Absence of Donald's Signature
The court addressed the argument concerning the absence of Donald's signature on the signature cards for the accounts and certificates of deposit. It clarified that the lack of signature did not diminish Donald's rights or the validity of the joint tenancies created by Ella. The court reasoned that the agreements themselves sufficed to demonstrate Ella's intention and did not require the co-tenant's consent or acknowledgment to take effect. It emphasized that traditional notions about the necessity of both parties signing such agreements were not applicable to the specific legal context of joint tenancies. Therefore, the court found that the absence of Donald's signature was legally inconsequential in determining his entitlement to the assets.

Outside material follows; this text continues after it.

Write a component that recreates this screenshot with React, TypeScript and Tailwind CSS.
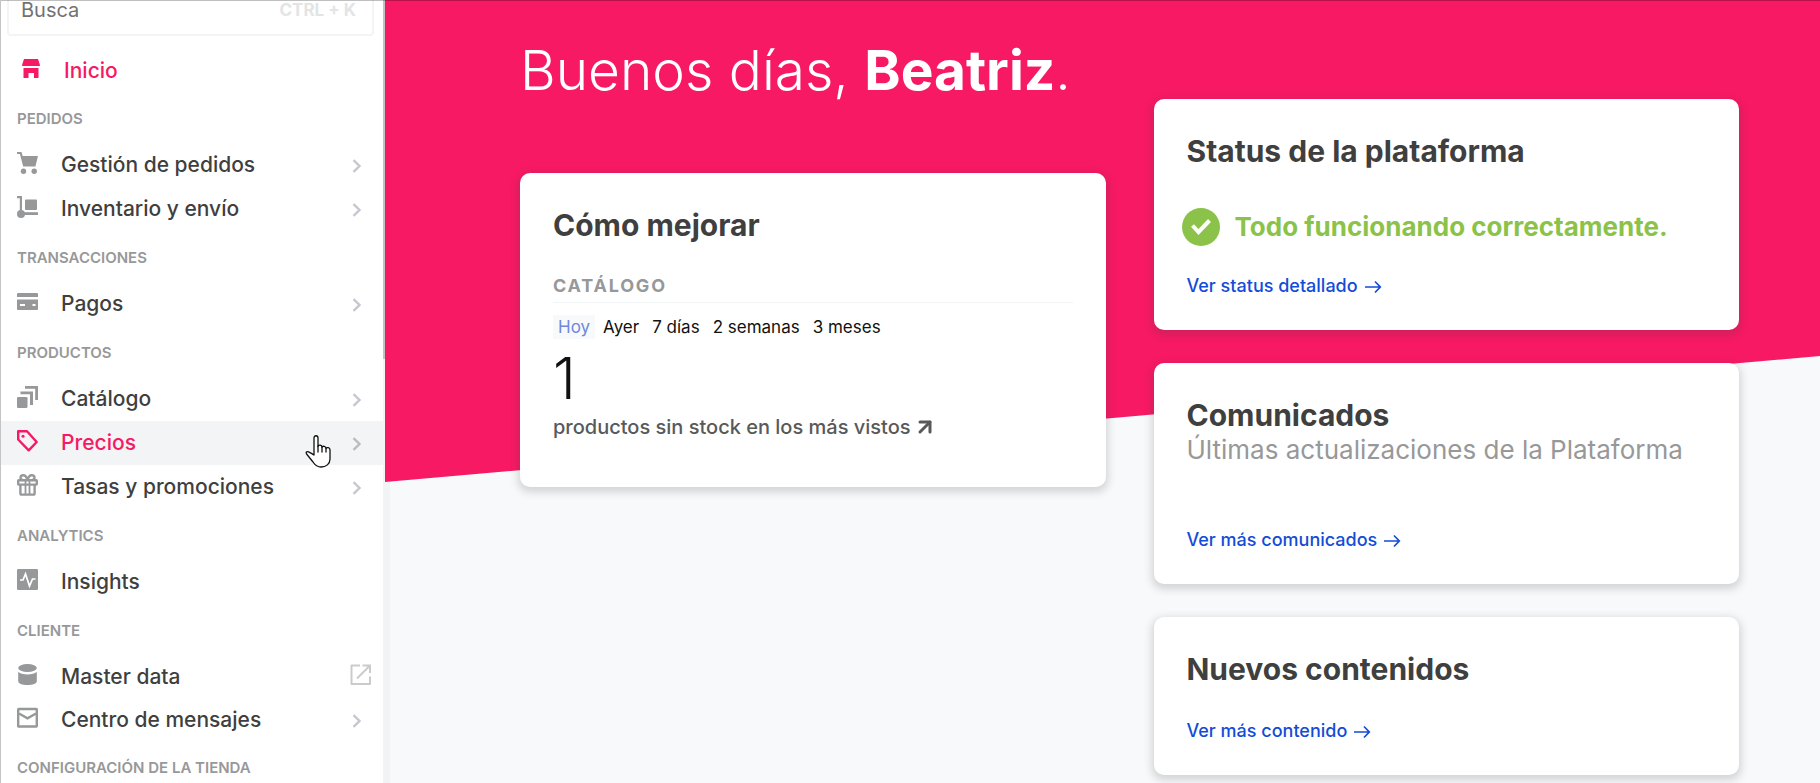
import type { ReactNode } from "react";
import { ArrowUpRight } from "lucide-react";

function StoreIcon() {
  return (
    <svg width="20" height="20" viewBox="0 0 20 20" fill="currentColor" aria-hidden="true">
      <path d="M2 0h14l1.500 4.500.500 2.500H0l.5-2.500z" />
      <path d="M1.500 9h15v10h-4.500v-5H6.500v5H1.500z" />
    </svg>
  );
}

function CartIcon() {
  return (
    <svg width="22" height="22" viewBox="0 0 22 22" fill="currentColor" aria-hidden="true">
      <path d="M0 0h4.500l1.200 4H21l-2.600 10.500H6.200L2.900 2H0z" />
      <circle cx="6.500" cy="19.200" r="2.700" />
      <circle cx="17.200" cy="19.200" r="2.700" />
    </svg>
  );
}

function DollyIcon() {
  return (
    <svg width="22" height="22" viewBox="0 0 22 22" fill="currentColor" aria-hidden="true">
      <path d="M0 0h5v15H2.800V2.200H0z" />
      <circle cx="4" cy="18" r="4" />
      <path d="M5 16.200h16v2.800H5z" />
      <rect x="8" y="3.600" width="12" height="10.400" rx="1" />
    </svg>
  );
}

function CardIcon() {
  return (
    <svg width="22" height="22" viewBox="0 0 22 22" fill="currentColor" aria-hidden="true">
      <path d="M1 2h19a1 1 0 0 1 1 1v3H0V3a1 1 0 0 1 1-1z" />
      <path
        fillRule="evenodd"
        d="M0 8.500h21V18a1 1 0 0 1-1 1H1a1 1 0 0 1-1-1zM3 13v2h5v-2zM15.500 13v2h3v-2z"
      />
    </svg>
  );
}

function StackIcon() {
  return (
    <svg width="22" height="22" viewBox="0 0 22 22" fill="currentColor" aria-hidden="true">
      <rect x="0" y="11" width="10.500" height="11" rx="1.200" />
      <path d="M3.500 5.500h12.500V19h-3V8.300H3.500z" />
      <path d="M8 0h13v14h-2.800V2.800H8z" />
    </svg>
  );
}

function TagIcon() {
  return (
    <svg width="22" height="22" viewBox="0 0 22 22" fill="none" stroke="currentColor" strokeWidth="2.400" aria-hidden="true">
      <path d="M1.200 1.200H10L19.700 12l-8 8.300L1.200 9.500z" strokeLinejoin="round" />
      <circle cx="6" cy="6.300" r="1.500" fill="currentColor" stroke="none" />
    </svg>
  );
}

function GiftIcon() {
  return (
    <svg width="22" height="22" viewBox="0 0 22 22" fill="none" stroke="currentColor" strokeWidth="2.400" aria-hidden="true">
      <path d="M10.500 6C9.500 2.200 8 1.200 6.300 1.200 4.500 1.200 3.500 2.300 3.500 3.500 3.500 5 4.500 6 6 6M10.500 6c1-3.800 2.500-4.800 4.200-4.800 1.800 0 2.800 1.100 2.800 2.300C17.500 5 16.500 6 15 6" />
      <rect x="1.200" y="6.300" width="18.600" height="4.300" rx=".5" />
      <path d="M3.400 11v8.200c0 .8.400 1.400 1.400 1.400h11.400c1 0 1.400-.6 1.400-1.400V11" />
      <path d="M8.500 7v14M12.500 7v14" strokeWidth="1.800" />
    </svg>
  );
}

function PulseIcon() {
  return (
    <svg width="22" height="22" viewBox="0 0 22 22" aria-hidden="true">
      <rect width="21" height="21" rx="1.200" fill="currentColor" />
      <path d="M3 11h3l2.500-6 4 12 3-7H18.500" fill="none" stroke="#fff" strokeWidth="1.700" />
    </svg>
  );
}

function DatabaseIcon() {
  return (
    <svg width="22" height="22" viewBox="0 0 22 22" fill="currentColor" aria-hidden="true">
      <ellipse cx="10.500" cy="4" rx="9.300" ry="4" />
      <path d="M1.200 7.800c2 2 5 2.600 9.300 2.600s7.300-.6 9.300-2.600V17c0 2.600-4 4-9.300 4s-9.300-1.400-9.300-4z" />
    </svg>
  );
}

function MailIcon() {
  return (
    <svg width="22" height="22" viewBox="0 0 22 22" fill="none" stroke="currentColor" strokeWidth="2.400" aria-hidden="true">
      <rect x="1.200" y="2" width="18.600" height="17.500" rx=".5" />
      <path d="M2 6.500l8.500 4.800L19 6.500" />
    </svg>
  );
}

function Chevron() {
  return (
    <svg width="10" height="14" viewBox="0 0 10 14" fill="none" stroke="currentColor" strokeWidth="2.400" aria-hidden="true">
      <path d="M1.500 1.200L7.500 7l-6 5.800" />
    </svg>
  );
}

function ExternalIcon() {
  return (
    <svg width="22" height="22" viewBox="0 0 22 22" fill="none" stroke="currentColor" strokeWidth="2" aria-hidden="true">
      <path d="M10 1.500H1.500v18.500h18.500v-7.500" strokeLinejoin="round" />
      <path d="M12.500 1.500H20V9M20 1.500L7 14.500" />
    </svg>
  );
}

function LongArrow() {
  return (
    <svg width="18" height="16" viewBox="0 0 18 16" fill="none" stroke="currentColor" strokeWidth="1.700" aria-hidden="true">
      <path d="M1 9h15M11 3.500L16.300 9 11 14.500" />
    </svg>
  );
}

function HandPointer() {
  return (
    <svg width="26" height="33" viewBox="0 0 26 33" fill="#fff" stroke="#111" strokeWidth="1.300" strokeLinejoin="round" strokeLinecap="round" aria-hidden="true">
      <path d="M9 20V3c0-3 4-3 4 0v8.500c.5-2 4-1.800 4 .8.600-1.700 4-1.300 4 1 .8-1.300 4-.9 4 1.600V24c0 5-4 8-9 8-4 0-6-2-8-5l-6-7.500C.300 17.500 1.500 16 3.500 16.800c1.500.6 3.500 2 5.500 3.200z" />
      <path d="M13 11v6M17 12.500V17M21 13.500V17" fill="none" />
    </svg>
  );
}

type Item = {
  label: string;
  icon: ReactNode;
  trail?: "chevron" | "external";
  active?: boolean;
};

const sections: { title: string; compact?: boolean; items: Item[] }[] = [
  {
    title: "PEDIDOS",
    items: [
      { label: "Gestión de pedidos", icon: <CartIcon />, trail: "chevron" },
      { label: "Inventario y envío", icon: <DollyIcon />, trail: "chevron" },
    ],
  },
  { title: "TRANSACCIONES", items: [{ label: "Pagos", icon: <CardIcon />, trail: "chevron" }] },
  {
    title: "PRODUCTOS",
    items: [
      { label: "Catálogo", icon: <StackIcon />, trail: "chevron" },
      { label: "Precios", icon: <TagIcon />, trail: "chevron", active: true },
      { label: "Tasas y promociones", icon: <GiftIcon />, trail: "chevron" },
    ],
  },
  { title: "ANALYTICS", items: [{ label: "Insights", icon: <PulseIcon /> }] },
  {
    title: "CLIENTE",
    compact: true,
    items: [
      { label: "Master data", icon: <DatabaseIcon />, trail: "external" },
      { label: "Centro de mensajes", icon: <MailIcon />, trail: "chevron" },
    ],
  },
  { title: "CONFIGURACIÓN DE LA TIENDA", items: [] },
];

function NavItem({ item, compact }: { item: Item; compact?: boolean }) {
  return (
    <li className="relative">
      <a
        href="#"
        className={`flex items-center pl-4 pr-[13px] text-[21px] font-medium ${compact ? "h-[43px]" : "h-11"} ${
          item.active ? "bg-[#f2f4f5] text-[#f71963]" : "text-[#3f3f40]"
        }`}
      >
        <span className={`mb-1 w-11 shrink-0 ${item.active ? "" : "text-[#979899]"}`}>{item.icon}</span>
        <span className="flex-1 whitespace-nowrap">{item.label}</span>
        {item.trail === "chevron" && (
          <span className={`mt-0.5 mr-2.5 ${item.active ? "text-[#bcbcbc]" : "text-[#c7c7d1]"}`}>
            <Chevron />
          </span>
        )}
        {item.trail === "external" && (
          <span className="mb-1 text-[#cacbcc]">
            <ExternalIcon />
          </span>
        )}
      </a>
      {item.active && (
        <span className="pointer-events-none absolute right-[54px] top-3.5">
          <HandPointer />
        </span>
      )}
    </li>
  );
}

function Card({ title, className, children }: { title: string; className?: string; children: ReactNode }) {
  return (
    <section className={`rounded-[10px] bg-white px-[33px] pt-[33px] shadow-[0_3px_9px_2px_rgba(61,62,64,0.2)] ${className ?? ""}`}>
      <h2 className="text-[30px] font-bold leading-[38px] text-[#3f3f40]">{title}</h2>
      {children}
    </section>
  );
}

function MoreLink({ children }: { children: ReactNode }) {
  return (
    <a href="#" className="flex items-center gap-1.5 text-[18px] font-medium leading-6 text-[#134cd8]">
      {children}
      <LongArrow />
    </a>
  );
}

const ranges = ["Hoy", "Ayer", "7 días", "2 semanas", "3 meses"];

export default function App() {
  return (
    <div className="relative flex h-screen overflow-hidden border-l border-[#c4c4c4] bg-[#f7f9fa] font-['Inter',sans-serif]">
      <aside className="relative w-[384px] shrink-0 overflow-hidden bg-white">
        <label className="-mt-4 ml-1.5 mr-[11px] flex h-[52px] items-center rounded border-2 border-[#f2f4f5] px-3">
          <input
            type="text"
            aria-label="Busca"
            placeholder="Busca"
            className="min-w-0 flex-1 text-[20px] leading-6 outline-none placeholder:text-[#727273]"
          />
          <kbd className="pr-1 font-['Inter',sans-serif] text-[17px] font-bold leading-5 text-[#e3e4e6]">CTRL + K</kbd>
        </label>
        <nav className="pt-[13px]">
          <a href="#" className="flex h-[43px] items-center pl-[21px] text-[21px] font-medium text-[#f71963]">
            <span className="mb-1 w-[42px]">
              <StoreIcon />
            </span>
            Inicio
          </a>
          {sections.map((s) => (
            <div key={s.title}>
              <h3 className="flex h-[51px] items-center whitespace-nowrap pl-4 pt-1 text-[15px] font-semibold text-[#979899]">
                {s.title}
              </h3>
              <ul>
                {s.items.map((i) => (
                  <NavItem key={i.label} item={i} compact={s.compact} />
                ))}
              </ul>
            </div>
          ))}
        </nav>
        <span className="absolute right-0 top-0 h-full w-0.5 bg-[#f2f4f5]" />
        <span className="absolute right-0 top-0 h-[359px] w-0.5 bg-[#c2c2c2]" />
      </aside>

      <main className="relative min-w-0 flex-1">
        <div className="absolute inset-y-0 left-0 w-[5px] bg-[#f1f3f5]" />
        <div className="absolute inset-0 bg-[#f71963] [clip-path:polygon(0_0,100%_0,100%_356px,0_482px)]" />
        <div className="relative grid grid-cols-2 items-start gap-12 pl-[135px] pr-[81px]">
          <div>
            <h1 className="whitespace-nowrap pt-[34px] text-[55px] font-light leading-[72px] text-white">
              Buenos días, <strong className="font-bold">Beatriz</strong>.
            </h1>
            <Card title="Cómo mejorar" className="mt-[67px] pb-[46px]">
              <h3 className="mt-[30px] border-b border-[#f2f4f5] pb-1 text-[18px] font-bold leading-6 tracking-widest text-[#979899]">
                CATÁLOGO
              </h3>
              <div className="mt-3 flex gap-[3px] text-[17px] leading-6">
                {ranges.map((r, i) => (
                  <button
                    key={r}
                    type="button"
                    className={`whitespace-nowrap px-[5px] ${i === 0 ? "bg-[#f7f9fa] text-[#6f88dd]" : "text-[#111]"}`}
                  >
                    {r}
                  </button>
                ))}
              </div>
              <p className="mt-1 text-[58px] font-light leading-[70px] text-[#111]">1</p>
              <a href="#" className="flex items-center gap-0.5 whitespace-nowrap text-[20px] font-medium leading-7 text-[#585959]">
                productos sin stock en los más vistos
                <ArrowUpRight size={24} strokeWidth={3} />
              </a>
            </Card>
          </div>

          <div className="flex flex-col gap-[33px] pt-[99px]">
            <Card title="Status de la plataforma" className="pb-8">
              <div className="-ml-[5px] mt-[38px] flex items-center gap-[15px]">
                <svg width="38" height="38" viewBox="0 0 38 38" aria-hidden="true">
                  <circle cx="19" cy="19" r="19" fill="#8bc34a" />
                  <path d="M10.500 17.500l6 6.500L27.500 12.500" fill="none" stroke="#fff" strokeWidth="4" />
                </svg>
                <p className="whitespace-nowrap text-[26px] font-bold leading-8 text-[#8bc34a]">
                  Todo funcionando correctamente.
                </p>
              </div>
              <div className="mt-7">
                <MoreLink>Ver status detallado</MoreLink>
              </div>
            </Card>
            <Card title="Comunicados" className="pb-8">
              <p className="whitespace-nowrap text-[26px] font-normal leading-8 text-[#979899]">
                Últimas actualizaciones de la Plataforma
              </p>
              <div className="mt-[62px]">
                <MoreLink>Ver más comunicados</MoreLink>
              </div>
            </Card>
            <Card title="Nuevos contenidos" className="pb-8">
              <div className="mt-[31px]">
                <MoreLink>Ver más contenido</MoreLink>
              </div>
            </Card>
          </div>
        </div>
      </main>
      <span className="absolute inset-x-0 top-0 h-px bg-black/25" />
    </div>
  );
}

Conclusion on Joint Tenancies
Ultimately, the court concluded that Ella Patten had successfully created valid joint tenancies in favor of Donald W. Patten in both the checking account and the certificates of deposit. It affirmed the judgment of the District Court, which had ruled that the assets were owned by Donald as a joint tenant with rights of survivorship. The court's ruling underscored the importance of the intent expressed in the account agreements and the adequacy of the delivery of the gift through the establishment of joint ownership. By recognizing the contractual nature of such accounts and the sufficiency of the language in the agreements, the court reinforced the principle that intent and the terms of the agreement govern the determination of ownership in joint tenancies. Thus, the court upheld Donald's entitlement to the funds and certificates upon Ella's death, validating the joint tenancies as intended by Ella.